• _Challenge_: Copy the lines below as they are; omit the images they contain.

• _Provided material_:

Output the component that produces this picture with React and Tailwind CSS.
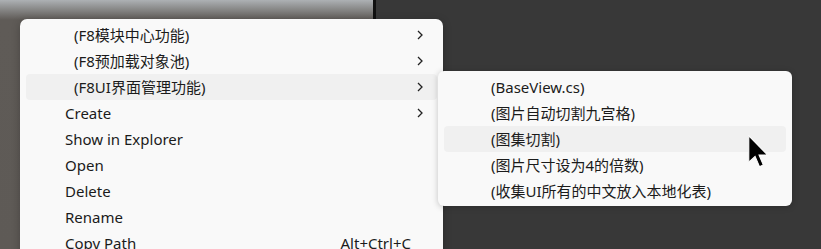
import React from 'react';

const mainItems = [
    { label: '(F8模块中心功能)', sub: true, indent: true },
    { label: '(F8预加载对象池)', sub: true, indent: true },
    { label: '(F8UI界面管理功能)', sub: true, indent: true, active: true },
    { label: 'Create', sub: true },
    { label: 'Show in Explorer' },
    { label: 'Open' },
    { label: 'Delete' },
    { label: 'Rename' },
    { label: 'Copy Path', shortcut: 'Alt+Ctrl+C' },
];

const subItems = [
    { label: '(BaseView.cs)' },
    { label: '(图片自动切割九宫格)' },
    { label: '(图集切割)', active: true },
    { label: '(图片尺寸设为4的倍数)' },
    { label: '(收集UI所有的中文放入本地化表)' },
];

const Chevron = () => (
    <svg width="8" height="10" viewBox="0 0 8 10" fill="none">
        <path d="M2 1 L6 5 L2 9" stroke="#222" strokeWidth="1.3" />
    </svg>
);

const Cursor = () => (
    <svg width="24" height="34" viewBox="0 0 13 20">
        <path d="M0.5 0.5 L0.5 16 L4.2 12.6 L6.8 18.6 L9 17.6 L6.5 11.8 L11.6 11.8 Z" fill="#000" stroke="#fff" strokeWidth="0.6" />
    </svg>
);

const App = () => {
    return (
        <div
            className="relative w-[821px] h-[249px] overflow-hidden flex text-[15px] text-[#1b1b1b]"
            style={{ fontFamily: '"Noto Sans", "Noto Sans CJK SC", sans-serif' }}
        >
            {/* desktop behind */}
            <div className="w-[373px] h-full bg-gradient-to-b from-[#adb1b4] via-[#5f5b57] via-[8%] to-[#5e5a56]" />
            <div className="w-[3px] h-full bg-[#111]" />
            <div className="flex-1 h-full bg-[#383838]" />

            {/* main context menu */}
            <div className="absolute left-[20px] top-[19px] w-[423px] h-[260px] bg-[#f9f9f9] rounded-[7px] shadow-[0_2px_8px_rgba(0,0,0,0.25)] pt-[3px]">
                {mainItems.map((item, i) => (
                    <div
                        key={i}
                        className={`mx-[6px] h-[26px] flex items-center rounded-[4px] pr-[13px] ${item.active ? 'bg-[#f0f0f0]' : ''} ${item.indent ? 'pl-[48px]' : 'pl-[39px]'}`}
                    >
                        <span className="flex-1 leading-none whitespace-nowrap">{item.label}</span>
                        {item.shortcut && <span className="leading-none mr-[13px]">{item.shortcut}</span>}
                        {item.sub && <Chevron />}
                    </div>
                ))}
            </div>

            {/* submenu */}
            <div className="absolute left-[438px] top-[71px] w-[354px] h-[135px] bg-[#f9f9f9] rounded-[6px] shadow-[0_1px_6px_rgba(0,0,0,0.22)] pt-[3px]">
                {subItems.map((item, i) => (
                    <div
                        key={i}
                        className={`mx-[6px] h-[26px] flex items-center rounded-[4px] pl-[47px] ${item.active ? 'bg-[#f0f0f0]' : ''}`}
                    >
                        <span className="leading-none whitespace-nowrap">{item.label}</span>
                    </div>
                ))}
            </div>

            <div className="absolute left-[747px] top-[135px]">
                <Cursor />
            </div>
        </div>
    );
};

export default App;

• _Task answer_:
Output the component that produces this picture with React and Tailwind CSS.
import React from 'react';

const mainItems = [
    { label: '(F8模块中心功能)', sub: true, indent: true },
    { label: '(F8预加载对象池)', sub: true, indent: true },
    { label: '(F8UI界面管理功能)', sub: true, indent: true, active: true },
    { label: 'Create', sub: true },
    { label: 'Show in Explorer' },
    { label: 'Open' },
    { label: 'Delete' },
    { label: 'Rename' },
    { label: 'Copy Path', shortcut: 'Alt+Ctrl+C' },
];

const subItems = [
    { label: '(BaseView.cs)' },
    { label: '(图片自动切割九宫格)' },
    { label: '(图集切割)', active: true },
    { label: '(图片尺寸设为4的倍数)' },
    { label: '(收集UI所有的中文放入本地化表)' },
];

const Chevron = () => (
    <svg width="8" height="10" viewBox="0 0 8 10" fill="none">
        <path d="M2 1 L6 5 L2 9" stroke="#222" strokeWidth="1.3" />
    </svg>
);

const Cursor = () => (
    <svg width="24" height="34" viewBox="0 0 13 20">
        <path d="M0.5 0.5 L0.5 16 L4.2 12.6 L6.8 18.6 L9 17.6 L6.5 11.8 L11.6 11.8 Z" fill="#000" stroke="#fff" strokeWidth="0.6" />
    </svg>
);

const App = () => {
    return (
        <div
            className="relative w-[821px] h-[249px] overflow-hidden flex text-[15px] text-[#1b1b1b]"
            style={{ fontFamily: '"Noto Sans", "Noto Sans CJK SC", sans-serif' }}
        >
            {/* desktop behind */}
            <div className="w-[373px] h-full bg-gradient-to-b from-[#adb1b4] via-[#5f5b57] via-[8%] to-[#5e5a56]" />
            <div className="w-[3px] h-full bg-[#111]" />
            <div className="flex-1 h-full bg-[#383838]" />

            {/* main context menu */}
            <div className="absolute left-[20px] top-[19px] w-[423px] h-[260px] bg-[#f9f9f9] rounded-[7px] shadow-[0_2px_8px_rgba(0,0,0,0.25)] pt-[3px]">
                {mainItems.map((item, i) => (
                    <div
                        key={i}
                        className={`mx-[6px] h-[26px] flex items-center rounded-[4px] pr-[13px] ${item.active ? 'bg-[#f0f0f0]' : ''} ${item.indent ? 'pl-[48px]' : 'pl-[39px]'}`}
                    >
                        <span className="flex-1 leading-none whitespace-nowrap">{item.label}</span>
                        {item.shortcut && <span className="leading-none mr-[13px]">{item.shortcut}</span>}
                        {item.sub && <Chevron />}
                    </div>
                ))}
            </div>

            {/* submenu */}
            <div className="absolute left-[438px] top-[71px] w-[354px] h-[135px] bg-[#f9f9f9] rounded-[6px] shadow-[0_1px_6px_rgba(0,0,0,0.22)] pt-[3px]">
                {subItems.map((item, i) => (
                    <div
                        key={i}
                        className={`mx-[6px] h-[26px] flex items-center rounded-[4px] pl-[47px] ${item.active ? 'bg-[#f0f0f0]' : ''}`}
                    >
                        <span className="leading-none whitespace-nowrap">{item.label}</span>
                    </div>
                ))}
            </div>

            <div className="absolute left-[747px] top-[135px]">
                <Cursor />
            </div>
        </div>
    );
};

export default App;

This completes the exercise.